Where can I learn more about electrochemical capacitor technology?
As it happens, not that much information is available about electrochemical capacitors in the popular literature. BEST is, as it happens, one of the very best sources for the latest information on this and other energy storage technologies!
Several professional meetings each year focus on electrochemical capacitors. One of the oldest is the Supercapacitor Seminar held each year in early December in Dearfield Beach, FLA. For twenty years now this meeting’s primary focus has been on electrochemical capacitor technology.

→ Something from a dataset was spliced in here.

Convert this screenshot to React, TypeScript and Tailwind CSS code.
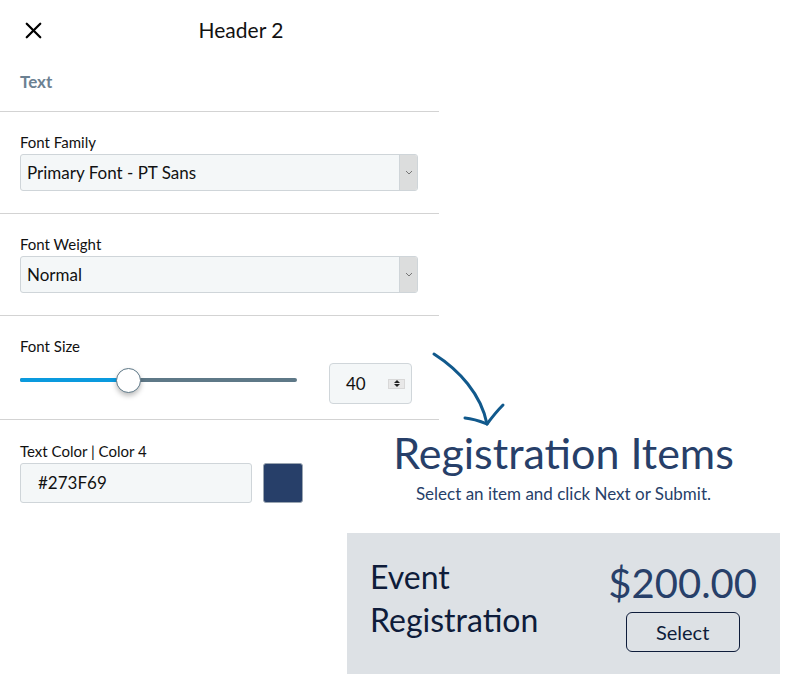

More information is available at www.supercapseminar.com.
A second meeting, held annually for quite a number of years, is the capacitor symposium that is part of the Advanced Auto Battery meeting. Held in various locations over the years, the 2011 meeting will be held this coming June in Mainz, Germany. It includes a two-day symposium specifically on electrochemical capacitors. For more information, see www.advancedautobat.com. Both meetings generally include associated tutorials devoted to focus topics that are of general interest to all. Both websites provide a wide range of useful information.
For those actively involved in the technology, the Electrochemical Society is often the most popular forum for presenting new information. The Society meeting is generally in the fall of the year. There are also sessions devoted to electrochemical capacitors at the International Society of Electrochemistry. Sites for meetings vary each year. One other meeting that has recently included sessions on electrochemical capacitor technology is MRS, the Material Research Society, whose fall meeting is in Boston. People active in the field generally present their latest work at one or the other of these three meetings.